Fr Radcliffe told the audience that in his lifetime the need for hope has never been so urgent.

“We see the outbreak of violence in Ukraine, the explosion of war in the Middle East, the retreat from democracy, the loss of love, of truth, the threat of climate catastrophe and the threat of nuclear war,” he said.

“In these times, Christianity has something extraordinary to offer—the Eucharist, which is our hope.”

Fr Radcliffe served as the master of the Order of Preachers from 1992-2001 and in 2023 was appointed by Pope Francis as spiritual advisor to the Synod on Synodality.

Despite the unseasonable heat, the 78-year-old friar moved deftly through his lecture and half an hour of questions on the centrality of the Eucharist in Catholic life.

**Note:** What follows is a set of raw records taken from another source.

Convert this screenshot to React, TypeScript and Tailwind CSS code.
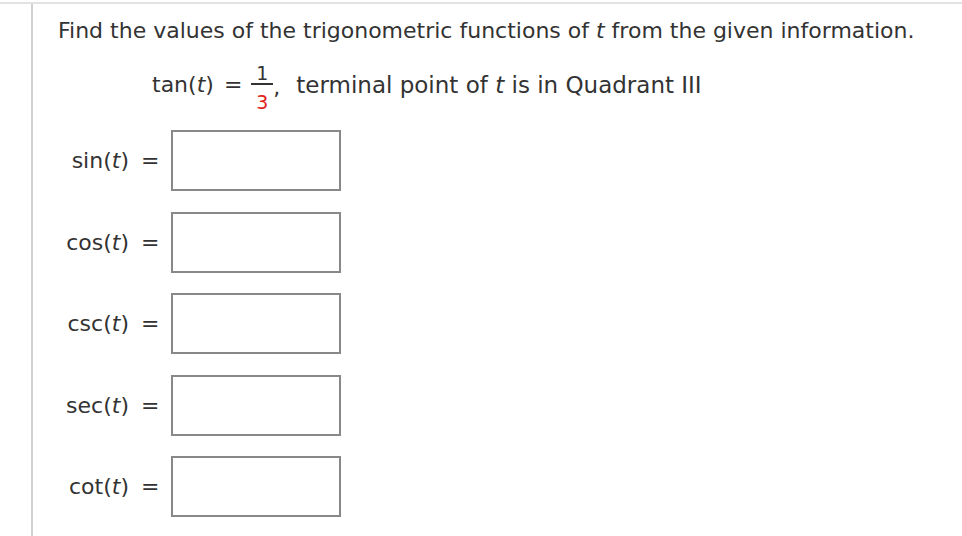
const font = { fontFamily: '"DejaVu Sans", Verdana, sans-serif' };

const rows = ["sin", "cos", "csc", "sec", "cot"];

function T() {
  return <span className="italic">t</span>;
}

export default function App() {
  return (
    <div className="w-[962px] h-[536px] bg-white text-[#333] overflow-hidden" style={font}>
      <div className="h-[2px] bg-white" />
      <div className="h-[2px] bg-[#e3e3e3]" />
      <div className="flex h-full">
        <div className="w-[31px]" />
        <div className="w-[2px] bg-[#d0d0d0]" />
        <div className="flex-1 pl-[25px] pt-[13px]">
          <p className="text-[22px] leading-[28px] whitespace-nowrap">
            Find the values of the trigonometric functions of <T /> from the given information.
          </p>
          <div className="flex items-center pl-[94px] mt-[17px] text-[22px] leading-[28px] whitespace-nowrap">
            <span>
              tan(<T />)
            </span>
            <span className="ml-[10px]">=</span>
            <span className="ml-[9px] relative top-[3px] inline-flex flex-col items-center text-[19px] leading-[16px]">
              <span className="w-[22px] text-center pb-[2px] border-b-[2px] border-[#333]">1</span>
              <span className="pt-[9px] text-[#e2231a]">3</span>
            </span>
            <span className="relative top-[3px]">,</span>
            <span className="ml-[16px] text-[23px]">
              terminal point of <T /> is in Quadrant III
            </span>
          </div>
          <div className="flex flex-col gap-[20.5px] mt-[23px] text-[22px]">
            {rows.map((r) => (
              <div key={r} className="flex items-center">
                <span className="w-[71px] text-right">
                  {r}(<T />)
                </span>
                <span className="ml-[12px]">=</span>
                <div className="ml-[12px] w-[170px] h-[61px] border-2 border-[#888] bg-white" />
              </div>
            ))}
          </div>
        </div>
      </div>
    </div>
  );
}
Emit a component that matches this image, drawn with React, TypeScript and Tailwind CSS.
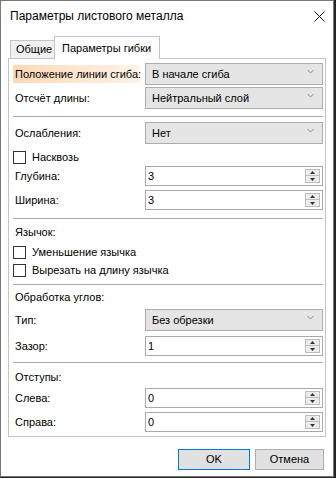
import React from "react";

const font = { fontFamily: '"Liberation Sans", Arial, sans-serif' };

function Chevron() {
  return (
    <svg width="7" height="5" viewBox="0 0 7 5" className="-translate-y-[3px]">
      <path d="M0.5 1 L3.5 4 L6.5 1" fill="none" stroke="#8a8a8a" strokeWidth="1" />
    </svg>
  );
}

function Select({ value }: { value: string }) {
  return (
    <div className="flex h-[22px] w-[178px] items-center justify-between whitespace-nowrap border border-[#adadad] bg-[#e5e5e5] pl-[6px] pr-[8px] text-[11px] text-black">
      <span>{value}</span>
      <Chevron />
    </div>
  );
}

function Spin({ value }: { value: string }) {
  return (
    <div className="flex h-[20px] w-[178px] items-center justify-between border border-[#a9a9a9] bg-white pl-[2px] pr-[2px] text-[11px] text-black">
      <span>{value}</span>
      <div className="flex h-[14px] w-[15px] flex-col">
        <div className="flex h-[7px] items-center justify-center border border-[#bdbdbd] bg-[#ececec]">
          <svg width="5" height="3" viewBox="0 0 5 3">
            <path d="M0 3 L2.5 0 L5 3 Z" fill="#333" />
          </svg>
        </div>
        <div className="-mt-px flex h-[8px] items-center justify-center border border-[#bdbdbd] bg-[#ececec]">
          <svg width="5" height="3" viewBox="0 0 5 3">
            <path d="M0 0 L2.5 3 L5 0 Z" fill="#333" />
          </svg>
        </div>
      </div>
    </div>
  );
}

function Row({
  label,
  children,
  className = "",
  highlight = false,
}: {
  label: string;
  children: React.ReactNode;
  className?: string;
  highlight?: boolean;
}) {
  return (
    <div className={`flex items-center justify-between ${className}`}>
      <div
        className={`flex h-[18px] w-[127px] items-center whitespace-nowrap pl-[2px] text-[11px] text-black ${
          highlight ? "bg-gradient-to-r from-[#fdd8b5] to-[#fff3e8]" : ""
        }`}
      >
        {label}
      </div>
      {children}
    </div>
  );
}

function Check({ label, className = "" }: { label: string; className?: string }) {
  return (
    <div className={`flex h-[13px] items-center ${className}`}>
      <div className="h-[13px] w-[13px] border border-[#333] bg-white" />
      <span className="ml-[6px] whitespace-nowrap text-[11px] text-black">{label}</span>
    </div>
  );
}

function Sep({ className = "" }: { className?: string }) {
  return <div className={`h-px w-full bg-[#a9a9a9] ${className}`} />;
}

function Caption({ text, className = "" }: { text: string; className?: string }) {
  return (
    <div className={`flex h-[16px] items-center whitespace-nowrap pl-[2px] text-[11px] text-black ${className}`}>
      {text}
    </div>
  );
}

export default function App() {
  return (
    <div className="h-[478px] w-[336px] bg-[#272320]" style={font}>
      <div className="flex h-[477px] w-[334px] flex-col border border-[#777777] bg-white">
        {/* Title bar */}
        <div className="flex h-[30px] items-center justify-between pl-[9px] pr-[8px]">
          <span className="whitespace-nowrap text-[12px] text-black">Параметры листового металла</span>
          <svg width="11" height="11" viewBox="0 0 11 11">
            <path d="M0.5 0.5 L10.5 10.5 M10.5 0.5 L0.5 10.5" stroke="#111" strokeWidth="1" />
          </svg>
        </div>

        <div className="flex flex-col pl-[7px]">
          {/* Tabs */}
          <div className="mt-[5px] flex items-end pl-[2px]">
            <div className="flex h-[18px] w-[45px] items-center whitespace-nowrap border border-b-0 border-[#c4c4c4] bg-[#f0f0f0] pl-[5px] text-[11px] text-black">
              Общие
            </div>
            <div className="relative z-10 -mb-px -ml-px flex h-[23px] w-[106px] items-center whitespace-nowrap border border-b-0 border-[#c4c4c4] bg-white pl-[7px] text-[11px] text-black">
              Параметры гибки
            </div>
          </div>

          {/* Panel */}
          <div className="flex w-[318px] flex-col border border-[#c4c4c4] bg-white pb-[4px] pl-[4px] pr-[2px]">
            <Row label="Положение линии сгиба:" className="mt-[4px]" highlight>
              <Select value="В начале сгиба" />
            </Row>
            <Row label="Отсчёт длины:" className="mt-[2px]">
              <Select value="Нейтральный слой" />
            </Row>
            <Sep className="mt-[7px]" />
            <Row label="Ослабления:" className="mt-[5px]">
              <Select value="Нет" />
            </Row>
            <Check label="Насквозь" className="mt-[7px]" />
            <Row label="Глубина:" className="mt-[2px]">
              <Spin value="3" />
            </Row>
            <Row label="Ширина:" className="mt-[4px]">
              <Spin value="3" />
            </Row>
            <Sep className="mt-[8px]" />
            <Caption text="Язычок:" className="mt-[5px]" />
            <Check label="Уменьшение язычка" className="mt-[6px]" />
            <Check label="Вырезать на длину язычка" className="mt-[5px]" />
            <Sep className="mt-[7px]" />
            <Caption text="Обработка углов:" className="mt-[4px]" />
            <Row label="Тип:" className="mt-[4px]">
              <Select value="Без обрезки" />
            </Row>
            <Row label="Зазор:" className="mt-[5px]">
              <Spin value="1" />
            </Row>
            <Sep className="mt-[6px]" />
            <Caption text="Отступы:" className="mt-[6px]" />
            <Row label="Слева:" className="mt-[3px]">
              <Spin value="0" />
            </Row>
            <Row label="Справа:" className="mt-[4px]">
              <Spin value="0" />
            </Row>
          </div>

          {/* Buttons */}
          <div className="mt-[12px] flex w-[318px] justify-end gap-[5px] pr-[2px]">
            <div className="flex h-[21px] w-[72px] items-center justify-center border border-[#0078d7] bg-[#e1e1e1] text-[11px] text-black">
              OK
            </div>
            <div className="flex h-[21px] w-[69px] items-center justify-center border border-[#adadad] bg-[#e1e1e1] text-[11px] text-black">
              Отмена
            </div>
          </div>
        </div>
      </div>
    </div>
  );
}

“The manger was a feeding trough for animal and yet pointed forward right from the very beginning to Christ’s destiny, which was to become our food, the bread of eternal life through the Eucharist,” he said.

“If we bring bread and wine to the Lord’s table, we are implicating ourselves in the sorrow and the joy of the world for him to make sense of.

“In receiving the body and blood, we also receive each other, who are God’s body. St Augustine said: ‘Receive the sacrament of what you are.’

“We come together to receive the gift which promises the meaning of who we are. Then it is our job to go out and teach this, whether through word or deed, what we say or who we are.”

ACU Deputy Vice-Chancellor (Education) Hayden Ramsay, who introduced Fr Radcliffe, said he had a way of describing very serious aspects of faith “in the most beautiful and effective way.”

“For me and a number of us tonight, his particular reminder about the thing that matters most, the Eucharist, moved me deeply.”